I – Amos OZ, une littérature sur les familles malheureuses
A – Amos OZ et son roman, «une histoire d’amour et de ténèbres»
«Une histoire d’amour et de ténèbres», un pavé de 852 pages brasse plusieurs thèmes très intéressants, voire passionnants : de la construction de l’État d’Israël aux débats sur le sionisme, le conflit israélo-palestinien, la responsabilité des Britanniques dans l’échec du plan de partage de la Palestine à l’ONU en 1947, qui a provoqué une guerre interminable et de nombreuses victimes et même un diplomate assassiné, le comte suédois Bernadotte. Le roman, en partie autobiographique, est aussi un éloge de la littérature ; «J’étais un enfant des mots. Depuis ma tendre enfance, se souvient-il, j’étais en quelque sorte la victime d’un lavage de cerveau méthodique : le sanctuaire du livre de l’oncle Yosef, le cachot à livres de mon père, chez nous, à Kerem Avraham, les pages des livres où se réfugiait ma mère, les poèmes de grand-père Alexandre, les romans de notre voisin, M. Zarchi, les fiches et les jeux de mots de mon père, sans oublier les étreintes de Saül Tchernikhovsky et les raisins secs de M. Agnon, qui projetait plusieurs ombres à la fois», écrit-il. Enfant unique, très solitaire, le petit Amos baigna dans une atmosphère idéologique nourrie par le sionisme nationaliste de Vladimir JABOTINSKY (1880-1940) et de Menahem BEGIN (1913-1992). Elevé exclusivement en hébreu, alors même que son père parlait onze langues, Amos était un «petit chauvin déguisé en pacifiste. Un nationaliste hypocrite et doucereux, un « fanatique», écrit-il.

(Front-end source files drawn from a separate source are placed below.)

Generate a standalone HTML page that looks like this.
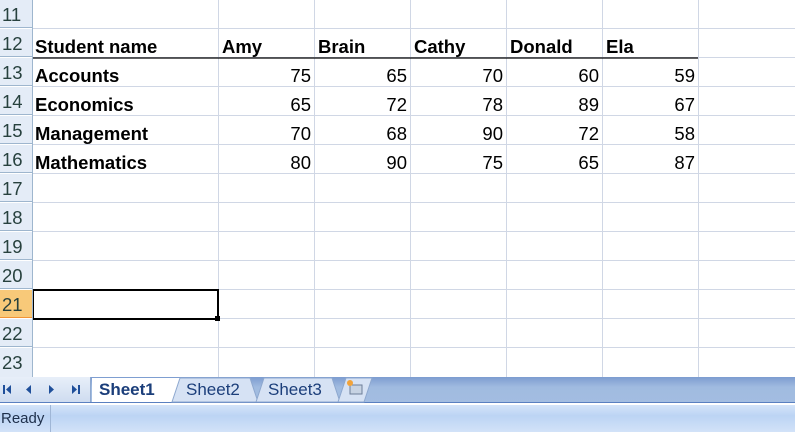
<!DOCTYPE html><html><head><style>
body{margin:0;width:795px;height:432px;overflow:hidden;background:#fff;font-family:"Liberation Sans",sans-serif;position:relative}
.g{position:absolute;left:0;top:0}
.c{position:absolute;font-size:18.5px;line-height:29px;color:#000;margin-top:2px}
.b{font-weight:bold}
.h{position:absolute;left:0;width:32px;height:28px;background:#e4ecf7;color:#27413e;font-size:18.5px;line-height:30px;padding-left:2px;box-sizing:border-box;border-bottom:1px solid #9eb6ce}
</style></head><body>
<svg class="g" width="795" height="377">
<g stroke="#d0d7e5" stroke-width="1">
<line x1="218.5" y1="0" x2="218.5" y2="377"/><line x1="314.5" y1="0" x2="314.5" y2="377"/><line x1="410.5" y1="0" x2="410.5" y2="377"/><line x1="506.5" y1="0" x2="506.5" y2="377"/><line x1="602.5" y1="0" x2="602.5" y2="377"/><line x1="698.5" y1="0" x2="698.5" y2="377"/>
<line x1="32" y1="28.5" x2="795" y2="28.5"/><line x1="32" y1="57.5" x2="795" y2="57.5"/><line x1="32" y1="86.5" x2="795" y2="86.5"/><line x1="32" y1="115.5" x2="795" y2="115.5"/><line x1="32" y1="144.5" x2="795" y2="144.5"/><line x1="32" y1="173.5" x2="795" y2="173.5"/><line x1="32" y1="202.5" x2="795" y2="202.5"/><line x1="32" y1="231.5" x2="795" y2="231.5"/><line x1="32" y1="260.5" x2="795" y2="260.5"/><line x1="32" y1="289.5" x2="795" y2="289.5"/><line x1="32" y1="318.5" x2="795" y2="318.5"/><line x1="32" y1="347.5" x2="795" y2="347.5"/>
</g>
<line x1="32" y1="58" x2="698" y2="58" stroke="#000" stroke-width="1.3"/>
<rect x="33" y="290" width="185" height="29" fill="none" stroke="#000" stroke-width="2"/>
<rect x="215" y="316" width="5" height="5" fill="#000"/>
<line x1="32.5" y1="0" x2="32.5" y2="377" stroke="#9eb6ce"/>
</svg>
<div class="h" style="top:0">11</div><div class="h" style="top:29px">12</div><div class="h" style="top:58px">13</div><div class="h" style="top:87px">14</div><div class="h" style="top:116px">15</div><div class="h" style="top:145px">16</div><div class="h" style="top:174px">17</div><div class="h" style="top:203px">18</div><div class="h" style="top:232px">19</div><div class="h" style="top:261px">20</div><div class="h" style="top:290px;background:#f8c979;border-bottom-color:#f29436">21</div><div class="h" style="top:319px">22</div><div class="h" style="top:348px;height:29px;border:0">23</div>
<div class="c b" style="left:35px;top:30px">Student name</div>
<div class="c b" style="left:222px;top:30px">Amy</div>
<div class="c b" style="left:318px;top:30px">Brain</div>
<div class="c b" style="left:414px;top:30px">Cathy</div>
<div class="c b" style="left:510px;top:30px">Donald</div>
<div class="c b" style="left:606px;top:30px">Ela</div>
<div class="c b" style="left:35px;top:59px">Accounts</div>
<div class="c b" style="left:35px;top:88px">Economics</div>
<div class="c b" style="left:35px;top:117px">Management</div>
<div class="c b" style="left:35px;top:146px">Mathematics</div>
<div style="position:absolute;left:218px;top:61px;width:480px">
<div style="display:grid;grid-template-columns:repeat(5,96px);font-size:18.5px;line-height:29px;text-align:right">
<span style="padding-right:3px">75</span><span style="padding-right:3px">65</span><span style="padding-right:3px">70</span><span style="padding-right:3px">60</span><span style="padding-right:3px">59</span>
<span style="padding-right:3px">65</span><span style="padding-right:3px">72</span><span style="padding-right:3px">78</span><span style="padding-right:3px">89</span><span style="padding-right:3px">67</span>
<span style="padding-right:3px">70</span><span style="padding-right:3px">68</span><span style="padding-right:3px">90</span><span style="padding-right:3px">72</span><span style="padding-right:3px">58</span>
<span style="padding-right:3px">80</span><span style="padding-right:3px">90</span><span style="padding-right:3px">75</span><span style="padding-right:3px">65</span><span style="padding-right:3px">87</span>
</div></div>
<div style="position:absolute;left:0;top:377px;width:795px;height:25px;background:linear-gradient(#7d9dd0,#a0bbe0 40%,#a3bde1);border-bottom:1px solid #5a80c0"></div>
<div style="position:absolute;left:0;top:377px;width:90px;height:25px;background:linear-gradient(#e8eff9,#cfdcf0);border-right:1px solid #8ea8cf"></div>
<svg class="g" style="top:377px" width="400" height="26">
<g fill="#1f4f9a"><rect x="3" y="8" width="2" height="9"/><path d="M6 12.5 L11 8 L11 17Z"/><path d="M26 12.5 L31 8 L31 17Z"/><path d="M49 8 L54 12.5 L49 17Z"/><path d="M72 8 L77 12.5 L72 17Z"/><rect x="78" y="8" width="2" height="9"/></g>
<path d="M92 1 L92 25 L172 25 L180 1Z" fill="#fff"/>
<path d="M172 25 L180 1 L250 1 L258 25Z" fill="#d6e2f4" stroke="#8ea8cf"/>
<path d="M256 25 L264 1 L332 1 L340 25Z" fill="#d6e2f4" stroke="#8ea8cf"/>
<path d="M338 25 L346 1 L372 1 L364 25Z" fill="#d6e2f4" stroke="#8ea8cf"/>
<rect x="350" y="8" width="12" height="9" fill="#c7d3e3" stroke="#6d7f99"/>
<circle cx="350" cy="6" r="3" fill="#f2a33a"/>
</svg>
<div style="position:absolute;left:99px;top:380px;font-size:17px;font-weight:bold;color:#1b3e7a">Sheet1</div>
<div style="position:absolute;left:186px;top:380px;font-size:17px;color:#1b3e7a">Sheet2</div>
<div style="position:absolute;left:268px;top:380px;font-size:17px;color:#1b3e7a">Sheet3</div>
<div style="position:absolute;left:0;top:405px;width:795px;height:27px;background:linear-gradient(#d4e4f9,#bcd4f4 40%,#d2e2f8)"></div>
<div style="position:absolute;left:50px;top:405px;width:1px;height:27px;background:#9fb6d6"></div>
<div style="position:absolute;left:1px;top:410px;font-size:15px;color:#1e2f4a">Ready</div>
</body></html>
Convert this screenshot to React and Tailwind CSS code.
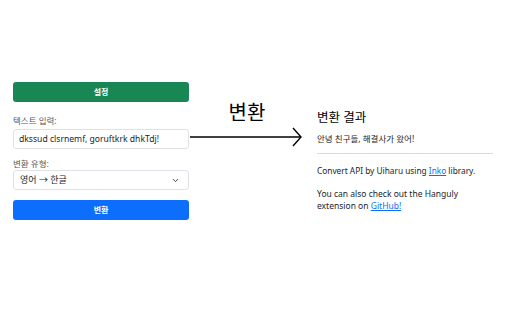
import { ChevronDown } from 'lucide-react'

const font = { fontFamily: '"Noto Sans", "Noto Sans CJK KR", sans-serif' }

function ArrowRight() {
  return (
    <svg width="114" height="22" viewBox="0 0 114 22" fill="none">
      <line x1="0" y1="11" x2="111" y2="11" stroke="#000" strokeWidth="1.4" />
      <polyline points="103,2 111,11 103,20" stroke="#000" strokeWidth="1.4" fill="none" />
    </svg>
  )
}

export default function App() {
  return (
    <div className="w-[512px] h-[320px] bg-white flex items-start text-[#212529]" style={font}>
      {/* 왼쪽 입력 폼 */}
      <div className="ml-[13px] mt-[82px] w-[176px] flex flex-col">
        <button className="h-5 rounded-[3px] bg-[#198754] text-white text-[8px] font-semibold leading-5">
          설정
        </button>

        <label className="mt-[14px] text-[8.5px] leading-[10px] text-[#555]">텍스트 입력:</label>
        <div className="mt-[3px] h-5 rounded-[3px] border border-[#dee2e6] px-[5px] flex items-center text-[8.6px] whitespace-nowrap overflow-hidden">
          dkssud clsrnemf, goruftkrk dhkTdj!
        </div>

        <label className="mt-[10px] text-[8.5px] leading-[10px] text-[#555]">변환 유형:</label>
        <div className="mt-[1px] h-5 rounded-[3px] border border-[#dee2e6] pl-[6px] pr-[8px] flex items-center justify-between text-[9px]">
          <span>영어 → 한글</span>
          <ChevronDown size={9} strokeWidth={2.5} className="text-[#343a40]" />
        </div>

        <button className="mt-[10px] h-5 rounded-[3px] bg-[#0d6efd] text-white text-[8px] font-semibold leading-5">
          변환
        </button>
      </div>

      {/* 가운데 화살표 */}
      <div className="mt-[100px] ml-[1px] w-[114px] flex flex-col items-center">
        <span className="text-[20px] leading-[26px] text-black">변환</span>
        <ArrowRight />
      </div>

      {/* 오른쪽 결과 */}
      <div className="ml-[13px] mt-[110px] w-[176px] flex flex-col">
        <h2 className="text-[12.5px] leading-4 text-black">변환 결과</h2>
        <p className="mt-[7px] text-[8.5px] leading-[12px]">안녕 친구들, 해결사가 왔어!</p>
        <hr className="mt-[8px] border-t border-[#d9dcdf]" />
        <p className="mt-[11px] text-[8.3px] leading-[12px]">
          Convert API by Uiharu using <a className="text-[#0d6efd] underline">Inko</a> library.
        </p>
        <p className="mt-[11px] text-[8.5px] leading-[12px]">
          You can also check out the Hanguly
          <br />
          extension on <a className="text-[#0d6efd] underline">GitHub!</a>
        </p>
      </div>
    </div>
  )
}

Le thème le plus poignant du roman est la quête sans fin d’Amos OZ pour comprendre sa mère, mélancolique et rêveuse, belle et fantaisiste et son geste irrémédiable. Amos a vu le jour à Jérusalem, dans le quartier populaire pauvre et a vécu dans la promiscuité, le multiculturalisme et les tensions sociales. «Je suis né et j’ai grandi dans un rez-de-chaussée exigu, bas de plafond, d’environ trente mètres carrés : mes parents dormaient sur un canapé qui, une fois ouvert pour la nuit, occupait presque entièrement l’espace, d’un mur à l’autre de la chambre. En vis-à-vis se trouvait ma chambre, un réduit glauque à moitié envahi par une armoire ventrue», écrit-il. Ses parents des immigrants juifs sépharades, d’Europe de l’Est n’ont pas au départ, été bien accueillis. Il évoque donc le désenchantement, la pauvreté et les rêves brisés de ses parents «Je porte le deuil de ce qui n’a jamais existé. De belles images que nous imaginions et qui se sont effacées», écrit-il. Son père avait voulu être universitaire, mais s’est retrouvé bibliothécaire, et sa mère, issue d’une famille aisée n’a pu donner que quelques leçons de littérature ou d’histoire ; ce qui constitue un déclassement.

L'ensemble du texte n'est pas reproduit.